The antibiotic properties of certain things (mould growing on leather, dirt from certain locations, mouldy bread etc.) were recognised quite frequently in many places, and used in medicine. The problem with scaling these up is that actually getting primitive antibiotics to work depends on too many factors outside the users' control. A mineral remedy can be traded, a medicinal plant cultivated with fairly basic technologies. But without a means of identifying specific fungal cultures, cultivating them is hard. People mostly depended on cultures that emerged naturally in certain locations, but these rarely travelled well. I wonder whether the Nubian recipe would have, but I doubt it.
What might have helped is a more empirical approach to medicine. After all, many people in many parts of the world knew that certain moulds and yeasts helped against inflammation. They wouldn't know why (you can't have a correct theory of antibiotics without a theory of infection), but to the empiricist, that does not matter. The evidence would suggest further research into moulds is warranted.
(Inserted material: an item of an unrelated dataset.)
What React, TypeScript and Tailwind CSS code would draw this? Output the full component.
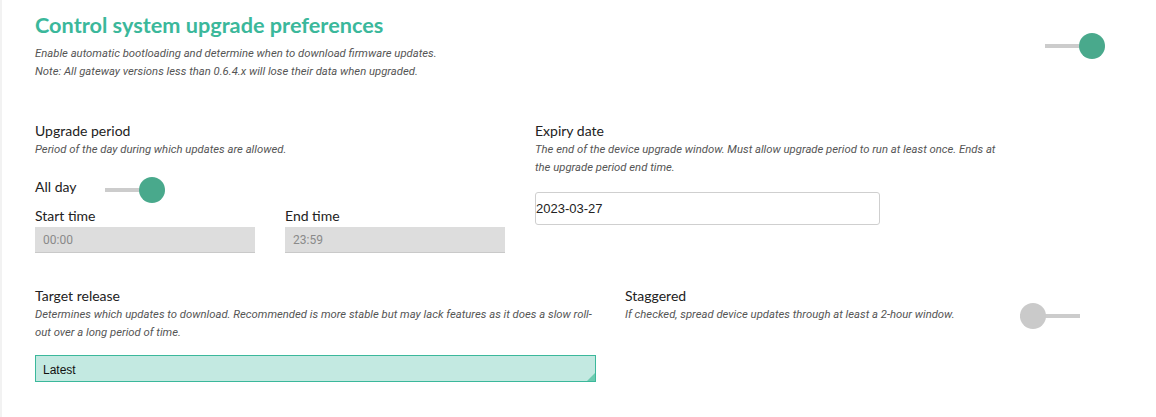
import React from 'react';

const Toggle = ({ on, track = 'w-[47px]' }: { on: boolean; track?: string }) => (
  <div className={`relative h-[26px] flex items-center ${track}`}>
    <div className="h-[4px] w-full bg-[#cccccc]" />
    <div
      className={`absolute top-0 h-[26px] w-[26px] rounded-full ${
        on ? 'right-0 bg-[#49a98c]' : 'left-0 bg-[#cacaca]'
      }`}
    />
  </div>
);

const Heading = ({ children }: { children: React.ReactNode }) => (
  <div className="text-[14px] leading-[20px] text-[#222] font-['Lato',sans-serif]">{children}</div>
);

const Desc = ({ children }: { children: React.ReactNode }) => (
  <p className="text-[11.3px] leading-[18px] italic text-[#555] font-['Roboto',sans-serif]">{children}</p>
);

export default function App() {
  return (
    <div className="flex min-h-[417px] w-[1156px] bg-white">
      <div className="w-[2px] shrink-0 bg-[#f2f2f2]" />
      <div className="flex-1 pl-[33px] pt-[10px]">
        {/* Header */}
        <div className="flex items-start justify-between pr-[51px]">
          <div>
            <h1 className="text-[21.7px] leading-[30px] font-bold text-[#3bb89b] font-['Lato',sans-serif]">
              Control system upgrade preferences
            </h1>
            <div className="mt-[5px]">
              <Desc>Enable automatic bootloading and determine when to download firmware updates.</Desc>
              <Desc>Note: All gateway versions less than 0.6.4.x will lose their data when upgraded.</Desc>
            </div>
          </div>
          <div className="mt-[23px]">
            <Toggle on track="w-[60px]" />
          </div>
        </div>

        {/* Period + expiry */}
        <div className="mt-[40px] flex">
          <div className="w-[500px]">
            <Heading>Upgrade period</Heading>
            <Desc>Period of the day during which updates are allowed.</Desc>
            <div className="mt-[10px] flex items-center">
              <span className="w-[70px] text-[14px] text-[#222] font-['Lato',sans-serif]">All day</span>
              <div className="mt-[8px]">
                <Toggle on track="w-[60px]" />
              </div>
            </div>
            <div className="mt-[3px] flex gap-[30px]">
              {[
                ['Start time', '00:00'],
                ['End time', '23:59'],
              ].map(([label, value]) => (
                <div key={label} className="w-[220px]">
                  <Heading>{label}</Heading>
                  <div className="mt-[1px] h-[26px] border-b border-[#c9c9c9] bg-[#dddddd] px-[8px] text-[12px] leading-[26px] text-[#8a8a8a] font-['Roboto',sans-serif]">
                    {value}
                  </div>
                </div>
              ))}
            </div>
          </div>
          <div className="w-[470px]">
            <Heading>Expiry date</Heading>
            <Desc>
              The end of the device upgrade window. Must allow upgrade period to run at least once. Ends at the
              upgrade period end time.
            </Desc>
            <div className="mt-[15px] h-[33px] w-[345px] rounded-[3px] border border-[#cfcfcf] pl-[0px] text-[13px] leading-[31px] text-[#222] font-['Liberation_Sans',sans-serif]">
              2023-03-27
            </div>
          </div>
        </div>

        {/* Target + staggered */}
        <div className="mt-[33px] flex">
          <div className="w-[590px]">
            <Heading>Target release</Heading>
            <div className="w-[565px]">
              <Desc>
                Determines which updates to download. Recommended is more stable but may lack features as it does a
                slow roll-out over a long period of time.
              </Desc>
            </div>
            <div className="relative mt-[13px] h-[27px] w-[561px] border border-[#3bb89b] bg-[#c3e9e1] pl-[7px] text-[12px] leading-[29px] text-[#111] font-['Liberation_Sans',sans-serif]">
              Latest
              <div className="absolute bottom-0 right-0 h-0 w-0 border-b-[8px] border-l-[8px] border-b-[#6ccbb0] border-l-transparent" />
            </div>
          </div>
          <div className="flex w-[455px] items-start justify-between">
            <div>
              <Heading>Staggered</Heading>
              <Desc>If checked, spread device updates through at least a 2-hour window.</Desc>
            </div>
            <div className="mt-[17px]">
              <Toggle on={false} track="w-[60px]" />
            </div>
          </div>
        </div>
      </div>
    </div>
  );
}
Instead, the individual instances tended to be dismissed as superstitious nonsense because the theory didn't support it.
As to mitigating epidemics, that would require something like a public health system. The antibiotics you can make with primitive technology are very, very basic. They might not help much, or at all, and it is hard to see how people would think to use them against internal diseases at all initially. To make a dent, you will have to distribute a lot of them. Not sure how to do that.